Argentina accounts for 5–8% of volume but exhibits extreme price sensitivity due to macroeconomic instability; many buyers resort to underground imports (contrabando) to avoid high tariffs and capital controls. Chile and Colombia each represent 6–9%, with demand driven by mining, solar energy, and commercial building upgrades. Peru contributes 3–5%, with a growing solar‑power plant pipeline. The Caribbean islands (Dominican Republic, Jamaica, Puerto Rico, Trinidad & Tobago) combined account for roughly 7–10%, entirely import‑reliant and served by Miami‑based distributors.
In most countries, the capital city and primary industrial corridor (e.g., São Paulo–Campinas, Mexico City–Monterrey, Santiago–Valparaíso) concentrate 70–80% of demand. These city‑centered hubs also host the majority of authorized distributors and technical support providers.
Regulations and Standards
Single phase power capacitors used in Latin America and the Caribbean must comply with a patchwork of international and local standards that affect product design, testing, and certification. The dominant global reference is the IEC 60252‑1 series for AC motor capacitors and IEC 60831‑1/2 for self‑healing power capacitors. In Mexico, compliance with NOM‑001‑SEDE (based on NFPA 70) and mandatory NOM‑ or ANCE‑certification for low‑voltage components is required; products without a valid NOM certificate cannot be legally sold.
Brazil enforces ABNT NBR 5410 for electrical installations and INMETRO portaria requirements for component safety; certification can take 4–10 months and cost USD 5,000–20,000 per capacitor family. Argentina’s IRAM 2189 and the S‑Mark certification are mandatory, though enforcement is inconsistent. Chile and Colombia accept IEC compliance with local retailers sometimes requesting additional laboratory reports. Across the Caribbean, UL listing (United States) is widely recognized and preferred by insurers and electrical contractors.
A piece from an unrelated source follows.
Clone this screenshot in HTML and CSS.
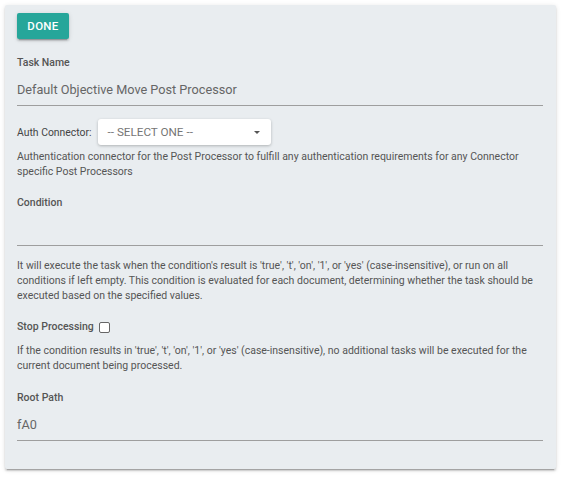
FILE: index.html
```html
<!DOCTYPE html>
<html>
<head>
<meta charset="utf-8">
<link rel="stylesheet" href="styles.css">
</head>
<body>
<div class="card">
  <button class="btn">DONE</button>

  <div class="field field-first">
    <div class="label">Task Name</div>
    <div class="input">Default Objective Move Post Processor</div>
  </div>

  <div class="auth-row">
    <span class="auth-label">Auth Connector:</span>
    <div class="select">
      <span class="select-text">-- SELECT ONE --</span>
      <svg class="caret" width="6" height="3" viewBox="0 0 6 3"><path d="M0 0 L6 0 L3 3 Z" fill="#555"/></svg>
    </div>
  </div>
  <p class="help help-auth">Authentication connector for the Post Processor to fulfill any authentication requirements for any Connector specific Post Processors</p>

  <div class="field field-cond">
    <div class="label">Condition</div>
    <div class="input"></div>
  </div>
  <p class="help help-cond">It will execute the task when the condition's result is 'true', 't', 'on', '1', or 'yes' (case-insensitive), or run on all conditions if left empty. This condition is evaluated for each document, determining whether the task should be executed based on the specified values.</p>

  <div class="stop-row">
    <span class="label">Stop Processing</span>
    <span class="checkbox"></span>
  </div>
  <p class="help help-stop">If the condition results in 'true', 't', 'on', '1', or 'yes' (case-insensitive), no additional tasks will be executed for the current document being processed.</p>

  <div class="field field-root">
    <div class="label">Root Path</div>
    <div class="input">fA0</div>
  </div>
</div>
</body>
</html>
```

FILE: styles.css
```css
* { box-sizing: border-box; }
html, body { margin: 0; padding: 0; background: #ffffff; }
body {
  font-family: Roboto, "Noto Sans", sans-serif;
  padding: 5px 9px 9px 5px;
}
.card {
  background: #e9edf0;
  border-radius: 2px;
  box-shadow: 0 2px 2px 0 rgba(0,0,0,0.14), 0 1px 5px 0 rgba(0,0,0,0.12), 0 3px 1px -2px rgba(0,0,0,0.2);
  padding: 8px 13px 29px 12px;
  height: 464px;
}
.btn {
  display: block;
  width: 52px;
  height: 26px;
  border: none;
  border-radius: 2px;
  background: #26a69a;
  color: #fff;
  font-family: Roboto, sans-serif;
  font-size: 11.5px;
  font-weight: 500;
  letter-spacing: 0.3px;
  padding: 0;
  box-shadow: 0 2px 2px 0 rgba(0,0,0,0.14), 0 1px 5px 0 rgba(0,0,0,0.12), 0 3px 1px -2px rgba(0,0,0,0.2);
}
.label {
  font-size: 10.5px;
  font-weight: 500;
  color: #555;
  line-height: 16px;
}
.input {
  margin-top: 4px;
  height: 31px;
  border-bottom: 1px solid #9e9e9e;
  font-size: 12.7px;
  line-height: 30px;
  color: #666;
}
.field-first { margin-top: 16px; }
.auth-row {
  margin-top: 13px;
  display: flex;
  align-items: center;
  gap: 6px;
}
.auth-label {
  font-size: 10.4px;
  color: #444;
}
.select {
  width: 173px;
  height: 26px;
  background: #fff;
  border-radius: 3px;
  box-shadow: 0 1px 3px rgba(0,0,0,0.25);
  display: flex;
  align-items: center;
  justify-content: space-between;
  padding: 0 11px 0 10px;
}
.select-text {
  font-size: 11.7px;
  color: #757575;
}
.help {
  margin: 0;
  font-size: 10.5px;
  line-height: 15px;
  color: #555;
}
.help-auth { margin-top: 4px; }
.field-cond { margin-top: 16px; }
.help-cond { margin-top: 12px; }
.stop-row {
  margin-top: 16px;
  display: flex;
  align-items: center;
  gap: 5px;
}
.checkbox {
  width: 11px;
  height: 11px;
  border: 1px solid #666;
  border-radius: 2px;
  background: #fff;
}
.help-stop { margin-top: 8px; }
.field-root { margin-top: 17px; }
```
Environmental regulations, such as the EU RoHS Directive, have been voluntarily adopted by most global suppliers, but local recycling and waste‑management requirements for capacitors (particularly those containing electrolytes or PCBs in older designs) are unevenly enforced. The absence of harmonization across the region creates a significant compliance burden for suppliers aiming to cover multiple markets; many global manufacturers choose to offer only a subset of their catalog that meets the most common certifications (UL/IEC/INMETRO).
Market Forecast to 2035
Over the 2026–2035 period, the Latin America and the Caribbean single phase power capacitors market is expected to experience sustained growth in both volume and value.
Volume demand could increase by 30–50% from 2026 levels by 2035, driven by three primary forces: the replacement of aging capacitor banks in industrial electrical systems (a cycle that will accelerate as installations from the early 2000s reach end of life), the expansion of solar photovoltaic capacity (regional solar installations are forecast to more than double from current levels, each inverter requiring 2–8 high‑voltage capacitors), and the continued penetration of automation and variable‑frequency drives in manufacturing.
Value growth will likely exceed volume growth by 1–2 percentage points per year due to the rising share of premium film capacitors and products with extended temperature ratings. By country, Brazil and Mexico will continue to dominate, but the fastest growth rates may occur in Chile and Colombia, where mining electrification and solar projects are ramping quickly. The Caribbean market will grow at a more modest pace, constrained by island‑scale demand and logistics costs. Import dependency is likely to remain high, although Mexico’s assembly base could expand if nearshoring trends deepen under USMCA incentives.
The forecast assumes no major disruption to global capacitor supply chains; should trade frictions escalate, regional inventory buffers would face pressure, potentially causing spot price spikes of 15–25% in the short term. Overall, the market is expected to evolve from a largely transactional, stock‑keeping business toward a more spec‑driven, project‑linked procurement model, especially for integrated power quality systems.
Market Opportunities
Several structural opportunities are opening for participants in the regional market. The most immediate is the alignment with renewable energy and energy‑efficiency programs. National utilities in Brazil, Mexico, Chile, and Colombia offer tariff incentives and tax credits for power factor correction; capacitor suppliers that bundle measurement, installation, and certification services can capture higher‑margin integrated project sales. The growing installation of single‑phase residential and commercial solar inverters creates a recurring demand for DC‑link and filter capacitors, a segment that is currently underserved by local distributors.
Another opportunity lies in the aftermarket replacement channel: motor‑run capacitors in HVAC, refrigeration, and agricultural equipment have predictable failure rates, and a distributor that establishes a strong supply chain for common values (5, 7.5, 10, 15, 20 µF at 370/440 V AC) can gain loyalty from electrical maintenance contractors. Technical support and training represent a differentiator—many small installers lack knowledge of the differences between electrolytic and dry‑film capacitors, creating a value‑added advisory role.
In the supply chain dimension, there is room for regional consolidation: the current distributor landscape is fragmented, and a platform that aggregates demand across several countries could negotiate better pricing from Asian and US manufacturers, reducing landed costs by 10–15%. Finally, compliance‑as‑a‑service—helping OEM clients navigate the IEC, UL, NOM, INMETRO, and IRAM certification maze—offers a scalable, high‑value ancillary revenue stream. These opportunities, if executed with a balanced approach to inventory risk and regulatory agility, can position market players for above‑average growth through 2035.